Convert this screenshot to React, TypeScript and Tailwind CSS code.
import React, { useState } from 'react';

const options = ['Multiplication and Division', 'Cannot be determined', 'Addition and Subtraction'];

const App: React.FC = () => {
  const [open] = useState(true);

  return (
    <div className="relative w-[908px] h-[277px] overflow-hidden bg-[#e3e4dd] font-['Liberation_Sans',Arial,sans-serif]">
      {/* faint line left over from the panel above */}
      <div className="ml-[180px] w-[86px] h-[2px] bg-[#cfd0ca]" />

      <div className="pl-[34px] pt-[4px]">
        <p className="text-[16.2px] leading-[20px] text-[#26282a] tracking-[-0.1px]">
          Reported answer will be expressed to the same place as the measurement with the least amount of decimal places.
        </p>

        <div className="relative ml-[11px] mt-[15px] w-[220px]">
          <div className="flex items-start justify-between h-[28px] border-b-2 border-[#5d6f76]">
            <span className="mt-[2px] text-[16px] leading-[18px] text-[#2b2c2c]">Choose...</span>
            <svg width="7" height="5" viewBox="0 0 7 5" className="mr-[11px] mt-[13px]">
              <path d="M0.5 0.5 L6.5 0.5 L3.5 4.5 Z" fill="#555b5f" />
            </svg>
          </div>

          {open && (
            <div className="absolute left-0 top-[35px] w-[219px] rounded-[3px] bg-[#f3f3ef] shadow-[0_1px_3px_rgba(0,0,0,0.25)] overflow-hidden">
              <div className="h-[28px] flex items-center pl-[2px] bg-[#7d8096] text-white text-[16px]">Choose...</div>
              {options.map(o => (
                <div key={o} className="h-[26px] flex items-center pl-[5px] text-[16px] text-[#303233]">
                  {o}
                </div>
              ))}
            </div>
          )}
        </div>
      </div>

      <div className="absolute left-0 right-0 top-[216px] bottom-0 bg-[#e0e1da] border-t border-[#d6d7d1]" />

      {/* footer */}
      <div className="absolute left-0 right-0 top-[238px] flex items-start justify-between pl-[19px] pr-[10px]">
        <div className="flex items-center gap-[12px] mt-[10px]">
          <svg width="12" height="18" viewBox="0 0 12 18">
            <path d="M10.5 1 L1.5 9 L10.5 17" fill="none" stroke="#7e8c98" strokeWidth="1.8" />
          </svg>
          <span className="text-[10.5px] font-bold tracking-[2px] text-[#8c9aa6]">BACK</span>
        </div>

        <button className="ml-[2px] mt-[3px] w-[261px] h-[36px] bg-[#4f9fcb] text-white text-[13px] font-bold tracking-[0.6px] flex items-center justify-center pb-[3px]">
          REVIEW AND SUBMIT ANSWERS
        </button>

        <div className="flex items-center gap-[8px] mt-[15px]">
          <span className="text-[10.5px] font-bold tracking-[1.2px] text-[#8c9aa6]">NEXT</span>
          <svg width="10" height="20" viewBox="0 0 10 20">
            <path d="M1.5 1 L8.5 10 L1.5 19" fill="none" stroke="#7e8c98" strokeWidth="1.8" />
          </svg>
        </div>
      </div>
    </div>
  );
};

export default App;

______

--- Required work ---
Copy the material above, line for line.

--- Correct response ---
Convert this screenshot to React, TypeScript and Tailwind CSS code.
import React, { useState } from 'react';

const options = ['Multiplication and Division', 'Cannot be determined', 'Addition and Subtraction'];

const App: React.FC = () => {
  const [open] = useState(true);

  return (
    <div className="relative w-[908px] h-[277px] overflow-hidden bg-[#e3e4dd] font-['Liberation_Sans',Arial,sans-serif]">
      {/* faint line left over from the panel above */}
      <div className="ml-[180px] w-[86px] h-[2px] bg-[#cfd0ca]" />

      <div className="pl-[34px] pt-[4px]">
        <p className="text-[16.2px] leading-[20px] text-[#26282a] tracking-[-0.1px]">
          Reported answer will be expressed to the same place as the measurement with the least amount of decimal places.
        </p>

        <div className="relative ml-[11px] mt-[15px] w-[220px]">
          <div className="flex items-start justify-between h-[28px] border-b-2 border-[#5d6f76]">
            <span className="mt-[2px] text-[16px] leading-[18px] text-[#2b2c2c]">Choose...</span>
            <svg width="7" height="5" viewBox="0 0 7 5" className="mr-[11px] mt-[13px]">
              <path d="M0.5 0.5 L6.5 0.5 L3.5 4.5 Z" fill="#555b5f" />
            </svg>
          </div>

          {open && (
            <div className="absolute left-0 top-[35px] w-[219px] rounded-[3px] bg-[#f3f3ef] shadow-[0_1px_3px_rgba(0,0,0,0.25)] overflow-hidden">
              <div className="h-[28px] flex items-center pl-[2px] bg-[#7d8096] text-white text-[16px]">Choose...</div>
              {options.map(o => (
                <div key={o} className="h-[26px] flex items-center pl-[5px] text-[16px] text-[#303233]">
                  {o}
                </div>
              ))}
            </div>
          )}
        </div>
      </div>

      <div className="absolute left-0 right-0 top-[216px] bottom-0 bg-[#e0e1da] border-t border-[#d6d7d1]" />

      {/* footer */}
      <div className="absolute left-0 right-0 top-[238px] flex items-start justify-between pl-[19px] pr-[10px]">
        <div className="flex items-center gap-[12px] mt-[10px]">
          <svg width="12" height="18" viewBox="0 0 12 18">
            <path d="M10.5 1 L1.5 9 L10.5 17" fill="none" stroke="#7e8c98" strokeWidth="1.8" />
          </svg>
          <span className="text-[10.5px] font-bold tracking-[2px] text-[#8c9aa6]">BACK</span>
        </div>

        <button className="ml-[2px] mt-[3px] w-[261px] h-[36px] bg-[#4f9fcb] text-white text-[13px] font-bold tracking-[0.6px] flex items-center justify-center pb-[3px]">
          REVIEW AND SUBMIT ANSWERS
        </button>

        <div className="flex items-center gap-[8px] mt-[15px]">
          <span className="text-[10.5px] font-bold tracking-[1.2px] text-[#8c9aa6]">NEXT</span>
          <svg width="10" height="20" viewBox="0 0 10 20">
            <path d="M1.5 1 L8.5 10 L1.5 19" fill="none" stroke="#7e8c98" strokeWidth="1.8" />
          </svg>
        </div>
      </div>
    </div>
  );
};

export default App;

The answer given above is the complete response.